Understanding the Appraisal Report

For most residential mortgage transactions, the appraisal report is submitted on the Uniform Residential Appraisal Report (URAR), also known as Fannie Mae Form 1004.

The URAR standardizes the presentation of data, allowing lenders and secondary market participants to efficiently review the valuation. Every report must specify the effective date of the appraisal, which establishes the precise point in time the value estimate is valid.

The scope of work section defines the extent of the investigation and the specific methodologies employed. The report explicitly states the definition of value being used, which is nearly always Market Value. A neighborhood section provides context by analyzing market trends, property demand, and overall price stability.

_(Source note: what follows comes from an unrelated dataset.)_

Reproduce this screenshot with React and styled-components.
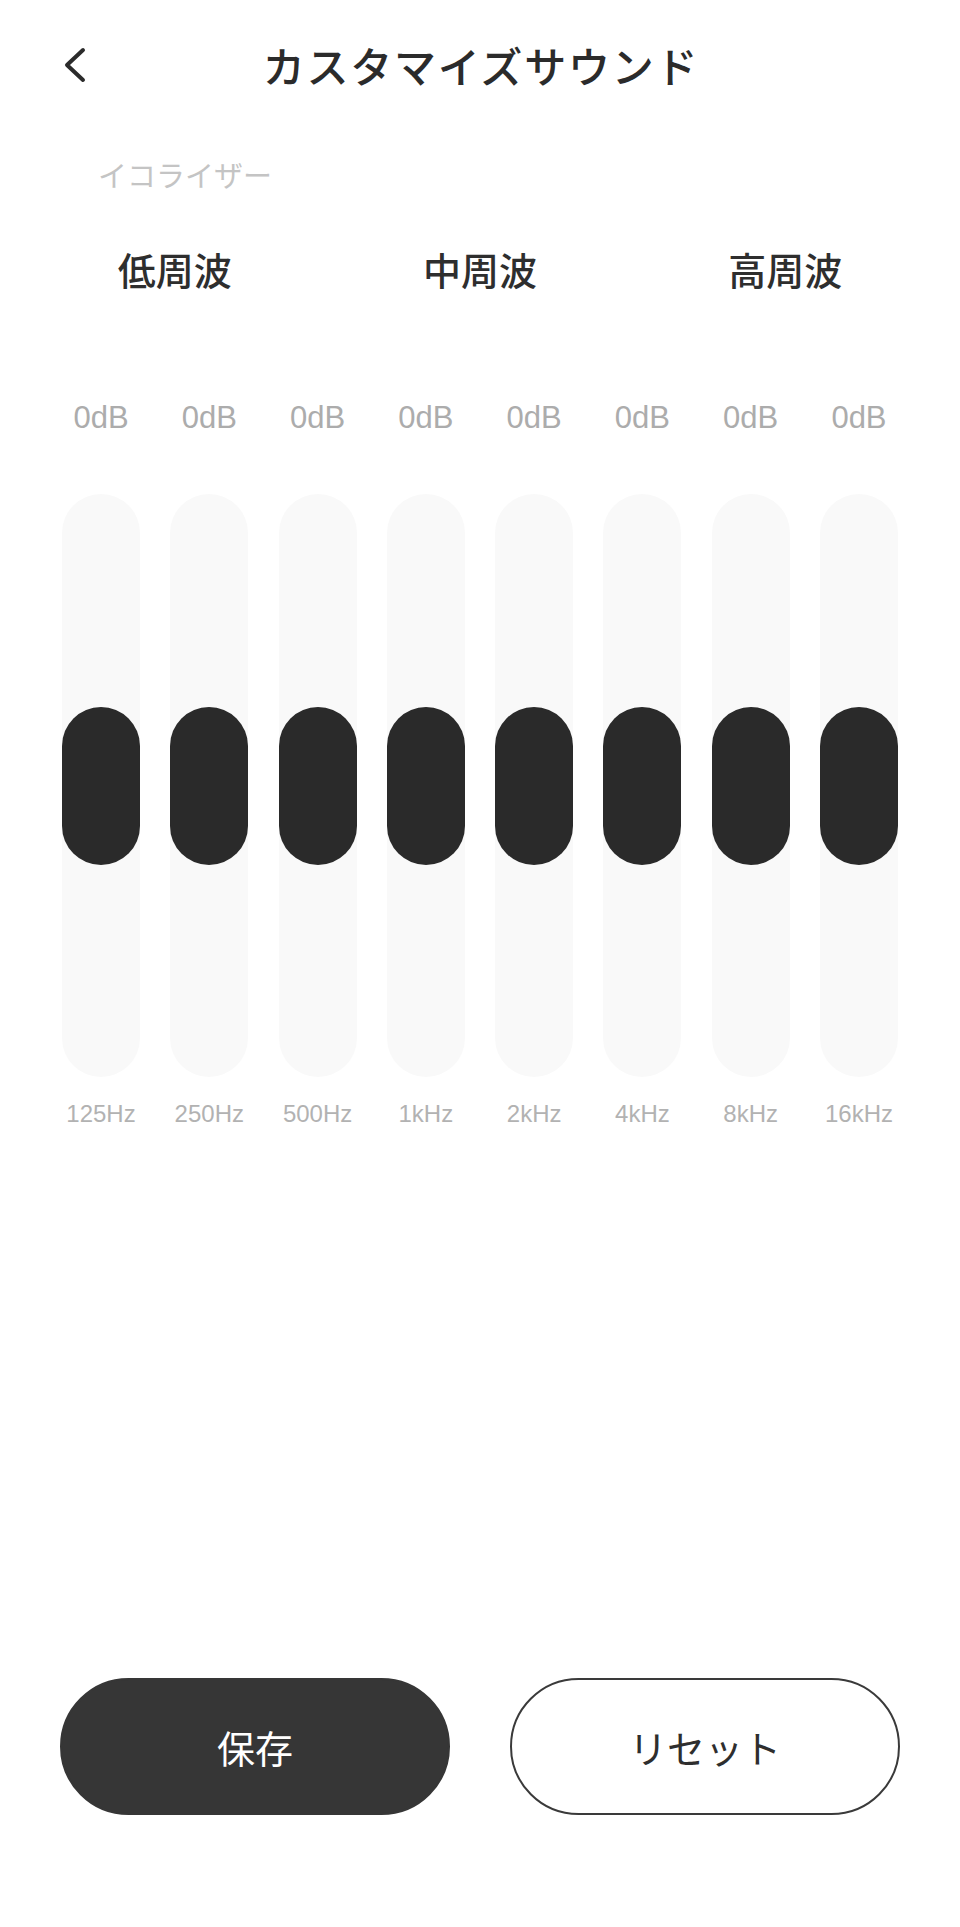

The property description section details the physical characteristics of the subject property, including land use, utilities, and improvements. The core of the report is the Sales Comparison grid, where adjustments for the selected comparable sales are itemized and justified. Excessive adjustments can indicate a poor selection of comparable data or a subject property that is atypical for the market.

The final section synthesizes the findings from all applicable approaches, leading to the appraiser’s final, supported opinion of value. This final figure is the amount the lender relies upon to determine the maximum allowable loan amount.

Licensing and Professional Standards

All practicing real estate appraisers in the United States must be licensed or certified by the state in which the property is located. This regulatory framework ensures a minimum standard of competency and accountability within the profession.

Licensing levels typically include Licensed Appraiser, Certified Residential Appraiser, and Certified General Appraiser.

The Certified General license allows the valuation of complex commercial properties with unlimited value. The Licensed Appraiser designation is typically limited to non-complex residential properties below a specific transaction value threshold. These tiers ensure that the appraiser possesses the requisite education and experience for the complexity of the assignment.